按字符串顺序检查每个字符是否在map中，如果存在便删除上一个重复的字符以及其前面的字符，重新计算下一个不重复子串的长度，并且每次都比较最长长度。

show code:

    public static int lengthOfLongestSubstring(String s) {
        int Longest = 0;
        int start = 0;
        int end = 0;
        int len = s.length();
        Map<Character, Integer> map = new HashMap<>();
        
        for (int i = 0; i < len; i++) {
            char c = s.charAt(i);
            if (map.get(c) != null) {
                int subEnd = map.get(c) + 1;
                for (int j = start; j < subEnd; j++) {
                    map.remove(s.charAt(j));
                }
                start = subEnd;
            }
            map.put(c, i);
            end++;
            if (Longest < (end - start)) {
                Longest = end - start;
            }
        }
        return Longest;
    }

时间复杂度为： $O(2n)$ ，最好的情况是每个元素之访问一次，最坏的情况是每个元素都需要访问两次，当字符串的每个不重复子串的长度一致时，出现最坏情况。

空间复杂度为： $O(min(m,n))$ 。从代码上看，起空间复杂度为： $O(n)$ ，但考虑到字符集是有限的，也就是但字符串的长度比字符集大时，必定出现重复，此时会删除元素。

提交代码：

leetcode提交结果

接下来尝试进行优化。

solution 2

既然使用了map，而众所周知，map底层其实是利用了数组的直接寻址来实现的，那么我们能不能直接使用数组来实现呢？
这样我们必须设计一种方法来代替hash函数的作用，来计算出字符在数组中的下标。我们知道每个字符都有对应的数字，比如字符a是97，而且是唯一的，那么我们可以根据该特性来设计了，每个字符的大小直接对应其在数组中的下标便可。

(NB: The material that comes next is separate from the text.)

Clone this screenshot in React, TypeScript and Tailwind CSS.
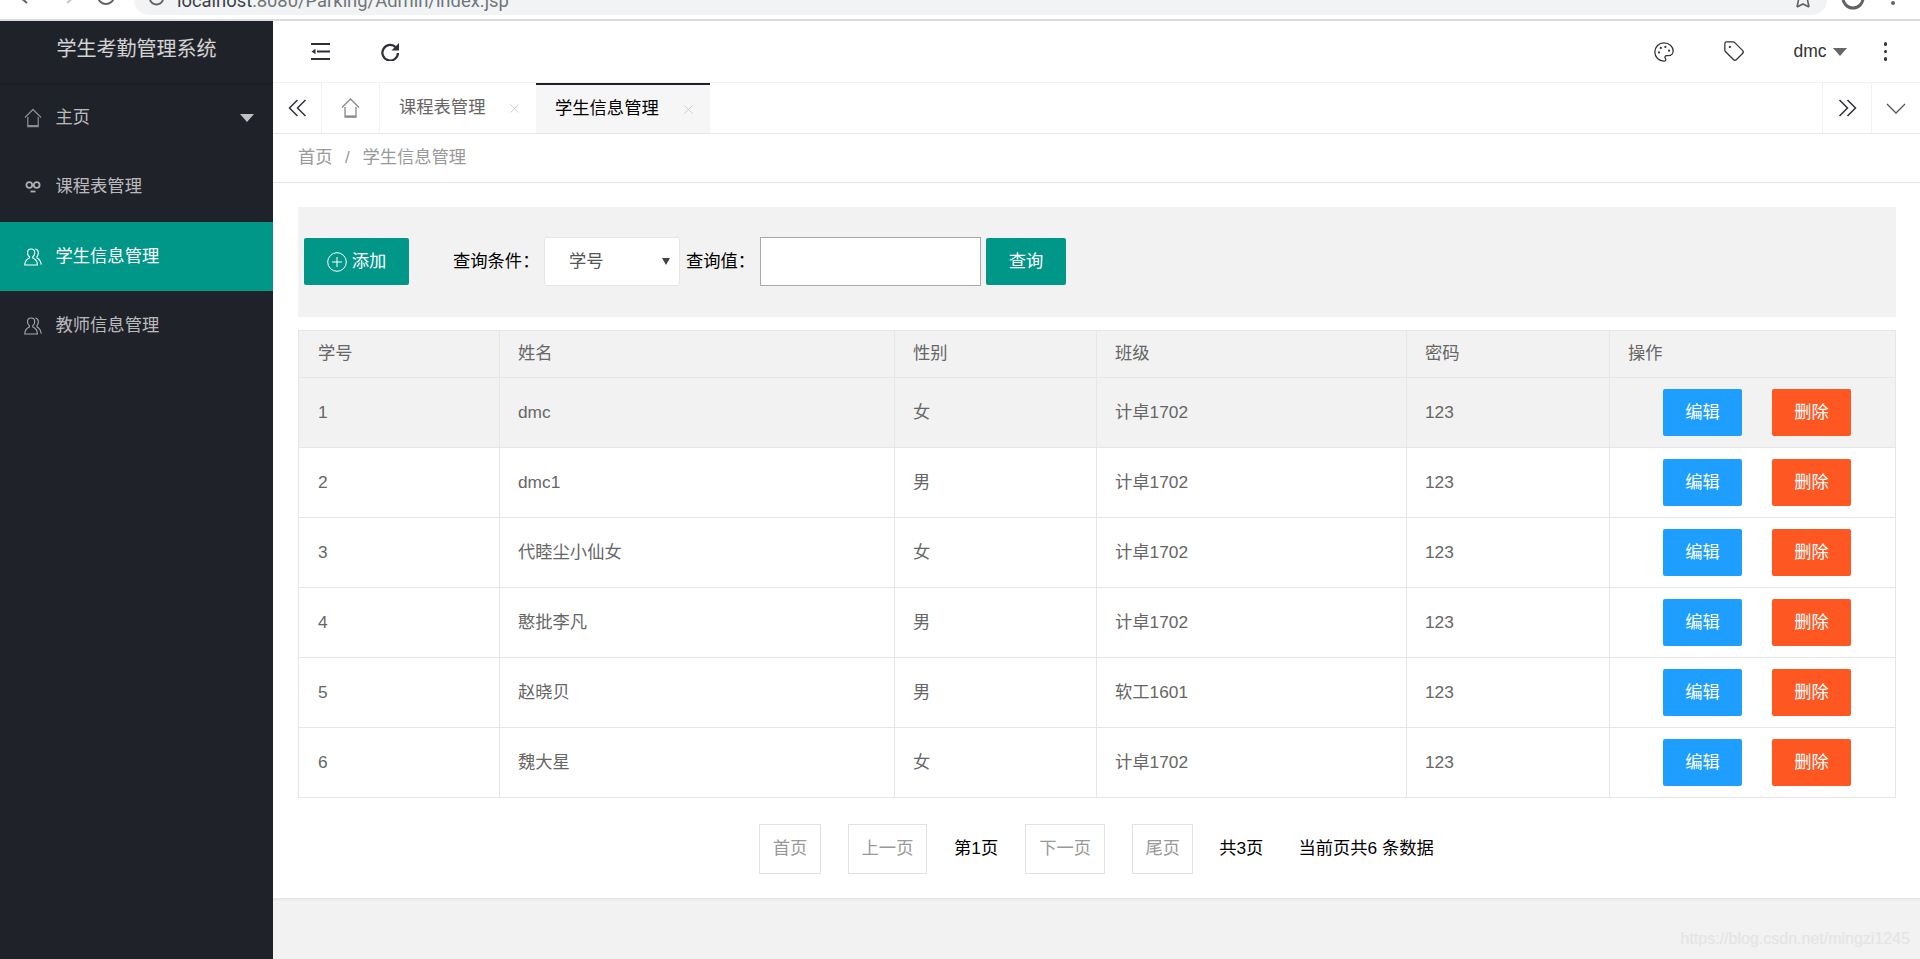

我们假设该字符串是都是英语的符号，而英语用128个符号编码就够了，也就是ASCII码。

show code：

    public int lengthOfLongestSubstring(String s) {
        int[] index = new int[128];
        int Longest = 0, start = 0, end = 0;
        int len = s.length();
        for (int i = 0; i < len; i++) {
            int c = s.charAt(i);
            if (index[c] != 0) {
                int subEnd = index[c];
                for (int j = start; j < subEnd; j++) {
                    index[s.charAt(j)] = 0;
                }
                start = subEnd;
            }
            index[s.charAt(i)] = i + 1;
            end++;
            if (Longest < (end - start)) {
                Longest = end - start;
            }
        }
        return Longest;
    }

时间复杂度跟空间复杂度跟上一个解决方案是一样的，只不过通过用数组代替map，以此来减少操作，提高效率。

提交代码：

leetcode提交结果

效率跟内存占用都有所改善，但是依旧有优化空间。

solution 3

如果想进一步优化，我能想到的是进一步降低时间复杂度，把最坏情况下的2n个数组元素访问降低为n次。如果想降低为n次，那么需要去掉方案2中重复元素的去除操作：

                for (int j = start; j < subEnd; j++) {
                    index[s.charAt(j)] = 0;
                }

基于此种思路，如果不去掉数组中的元素，那么我们就不能通过

 if (index[c] != 0)

这样来检查元素是否存在于数组中了，必须换种思路解决问题。

在思考中，发现根据之前的思路，无非是用两个指针（有别于C中的指针）来指向数组的最长不重复子串的下标，end指针一直向后遍历，而在遇到重复时，更新start指针，判断是否更新不重复子串的长度，然后更新字符对应数组元素的值。

那么完全可以不用删除重复的数组中重复的元素。如果元素不重复，那么index[c]==0，此时不更新start；如果重复，那么当前数组index[c] - 1为已经在数组中的重复元素的下标，那么下个子串应该从该index[c]开始，也就是start = index[c]。而后判断是否更新不重复子串的长度，然后更新字符对应数组元素的值。

show code：

    public int lengthOfLongestSubstring(String s) {
        int[] index = new int[128];
        int Longest = 0, start = 0, end = 0;
        int len = s.length();
        while (end < len) {
            int c = s.charAt(end);
            start = index[c] > start ? index[c] : start;
            ++end;
            Longest = (end - start) > Longest ? (end - start) : Longest;
            index[c] = end;
        }
        return Longest;
    }

该算法的时间复杂度为 $\Theta(n)$ ，最多只访问n个元素。时间复杂度没变，依旧是 $O(min(m,n))$ 。